The notes should be ¥10,000 bills which can’t be evenly split (so ¥30k is fine, ¥20k a no no) and go for the flashiest, prettiest envelope you can find – no minimalist business, as the simple envelopes found right next to the shugibukuro (wedding money envelopes) at convenience stores are those used for funerals.
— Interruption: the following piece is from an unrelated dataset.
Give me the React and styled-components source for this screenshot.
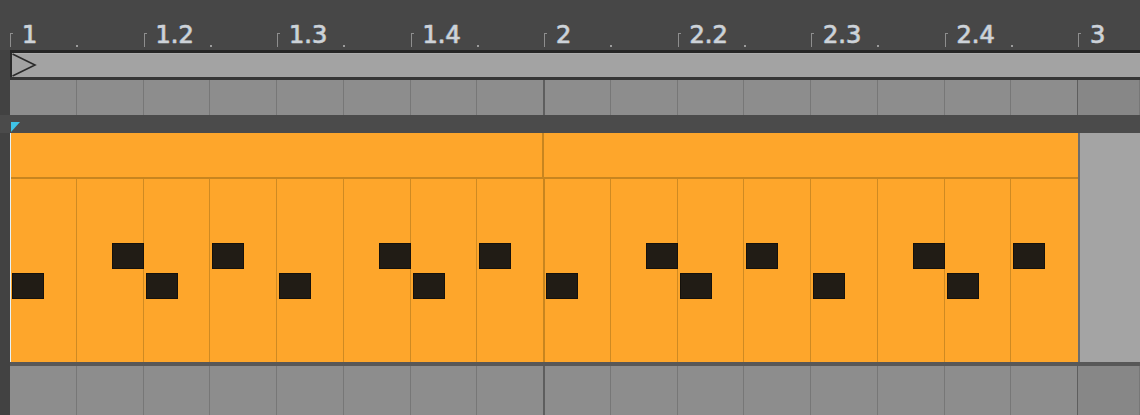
import React from "react";
import styled, { createGlobalStyle } from "styled-components";

const COL = 66.75;
const BEAT = COL * 2;
const EIGHTH = COL / 2;

const GlobalStyle = createGlobalStyle`
  html, body { margin: 0; padding: 0; background: #434343; }
  body { font-family: "DejaVu Sans", "Liberation Sans", sans-serif; }
`;

const Frame = styled.div`
  width: 1140px;
  height: 415px;
  overflow: hidden;
  display: flex;
  flex-direction: column;
  background: #424242;
`;

const Ruler = styled.div`
  height: 50px;
  flex: none;
  background: #474747;
  padding-left: 10px;
  display: grid;
  grid-template-columns: repeat(8, ${BEAT}px) 1fr;
`;

const BeatCell = styled.div`
  position: relative;
  display: flex;
  align-items: flex-start;
  &::after {
    content: "";
    display: ${(p) => (p.$last ? "none" : "block")};
    position: absolute;
    left: ${COL - 0.5}px;
    bottom: 3px;
    width: 2px;
    height: 2px;
    background: #9c9c9c;
  }
`;

const Tick = styled.div`
  flex: none;
  width: 2px;
  height: 13px;
  margin-top: 33px;
  border-left: 1px solid #8e8e8e;
  border-top: 1px solid #8e8e8e;
`;

const Label = styled.span`
  margin-top: 23px;
  margin-left: 9px;
  font-family: "DejaVu Sans", "Liberation Sans", sans-serif;
  font-size: 24px;
  line-height: 1;
  color: #cdd2d8;
  -webkit-text-stroke: 0.6px #cdd2d8;
  text-shadow: -0.8px 0 rgba(90, 170, 255, 0.5), 0.8px 0 rgba(255, 170, 80, 0.4);
`;

const Rule = styled.div`
  height: ${(p) => p.$h}px;
  flex: none;
  margin-left: 10px;
  background: ${(p) => p.$c};
`;

const Scrub = styled.div`
  height: 24px;
  flex: none;
  margin-left: 10px;
  background: #a3a3a3;
  border-left: 2px solid #2a2a2a;
  box-shadow: inset 0 1px 0 #adadad;
  display: flex;
  align-items: center;
`;

const Lane = styled.div`
  height: ${(p) => p.$h}px;
  flex: none;
  margin-left: 10px;
  display: grid;
  grid-template-columns: repeat(16, ${COL}px) 1fr;
  background: #8d8d8d;
`;

const LaneCell = styled.div`
  border-right: ${(p) => (p.$bar ? "2px solid #5e5e5e" : "1px solid #777777")};
  margin-right: ${(p) => (p.$bar ? "-1px" : "0")};
  background: ${(p) => (p.$rest ? "#878787" : "transparent")};
  box-sizing: border-box;
`;

const Band = styled.div`
  height: 18px;
  flex: none;
  background: #4b4b4b;
  padding-left: 11px;
  display: flex;
  align-items: flex-start;
`;

const ClipRow = styled.div`
  height: 229px;
  flex: none;
  margin-left: 10px;
  display: flex;
`;

const Clip = styled.div`
  width: ${COL * 16}px;
  flex: none;
  background: #fea62b;
  border-left: 1px solid #e6f2f6;
  box-sizing: border-box;
  display: flex;
  flex-direction: column;
`;

const ClipHeader = styled.div`
  height: 44px;
  flex: none;
  display: grid;
  grid-template-columns: ${COL * 8 - 1}px 1fr;
`;

const HeaderHalf = styled.div`
  border-right: ${(p) => (p.$bar ? "2px solid #c8851f" : "none")};
`;

const HeaderLine = styled.div`
  height: 2px;
  flex: none;
  background: #c8851f;
`;

const NoteArea = styled.div`
  flex: 1;
  position: relative;
  display: grid;
  grid-template-columns: ${COL - 1}px repeat(15, ${COL}px);
`;

const NoteCol = styled.div`
  border-right: ${(p) =>
    p.$last ? "none" : p.$bar ? "2px solid #c8851f" : "1px solid #cf8a22"};
  margin-right: ${(p) => (p.$bar ? "-1px" : "0")};
  position: relative;
  z-index: ${(p) => (p.$bar ? 1 : 0)};
`;

const Note = styled.div`
  position: absolute;
  width: 30px;
  height: 24px;
  background: #211c15;
  border: 1px solid #15110b;
  top: ${(p) => (p.$high ? 64 : 94)}px;
  z-index: 2;
`;

const Rest = styled.div`
  flex: 1;
  background: #a4a4a4;
  border-left: 2px solid #6d6d6d;
`;

const notes = [
  [0, false], [3, true], [4, false], [6, true], [8, false], [11, true],
  [12, false], [14, true], [16, false], [19, true], [20, false], [22, true],
  [24, false], [27, true], [28, false], [30, true],
];

const labels = ["1", "1.2", "1.3", "1.4", "2", "2.2", "2.3", "2.4", "3"];

function LaneCells() {
  return (
    <>
      {Array.from({ length: 16 }, (_, i) => (
        <LaneCell key={i} $bar={i === 7 || i === 15} />
      ))}
      <LaneCell $rest />
    </>
  );
}

export default function App() {
  return (
    <>
      <GlobalStyle />
      <Frame>
        <Ruler>
          {labels.map((l, i) => (
            <BeatCell key={l} $last={i === labels.length - 1}>
              <Tick />
              <Label>{l}</Label>
            </BeatCell>
          ))}
        </Ruler>
        <Rule $h={3} $c="#262626" />
        <Scrub>
          <svg width="26" height="24" viewBox="0 0 26 24">
            <polyline points="0.5,1 23,12 0.5,23" fill="none" stroke="#2a2a2a" strokeWidth="1.6" />
          </svg>
        </Scrub>
        <Rule $h={3} $c="#363636" />
        <Lane $h={35}>
          <LaneCells />
        </Lane>
        <Band>
          <svg width="10" height="11" viewBox="0 0 10 11" style={{ marginTop: 7 }}>
            <polygon points="0,0 9,0 0,10" fill="#3fc3e6" />
          </svg>
        </Band>
        <ClipRow>
          <Clip>
            <ClipHeader>
              <HeaderHalf $bar />
              <HeaderHalf />
            </ClipHeader>
            <HeaderLine />
            <NoteArea>
              {Array.from({ length: 16 }, (_, i) => (
                <NoteCol key={i} $bar={i === 7} $last={i === 15} />
              ))}
              {notes.map(([pos, high]) => (
                <Note key={pos} $high={high} style={{ left: pos * EIGHTH + 1 }} />
              ))}
            </NoteArea>
          </Clip>
          <Rest />
        </ClipRow>
        <Rule $h={4} $c="#585858" />
        <Lane $h={49}>
          <LaneCells />
        </Lane>
      </Frame>
    </>
  );
}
Also note that the afterparty (nijikai) has a separate fee, often around ¥10,000. Some choose to skip the hiroen and just go to the nijikai; at the height of wedding season, that choice may be the last thing standing between you and abject poverty.

DO: LOOK UNDER YOUR SEAT

The upside of having to pay for a wedding is that it comes with a lot of goodies. And not for the newlyweds, but for you, the humble guest. When the hiroen starts clearing out and everyone starts heading home or to the afterparty, be sure to grab the bag located under your seat; it’s not a life vest, but a hikidemono, a well-stocked goodie bag. Contents can range from expensive confectionery to tableware and even a gift catalogue (letting you pick out something you actually want).

DON’T: PARTY TOO HARD

Contrary to wedding ceremonies in some countries (we’re looking at you, Great Britain), a Japanese reception is not the place to get sloshed, dance on the table or try to snog one of the bridesmaids/best men. The hiroen is for being somewhat solemn and civilly tipsy, with the only emotion coming into play being some light tears shed upon watching the video of the newlyweds’ journey to romance. Upside? No obnoxious drunken uncles.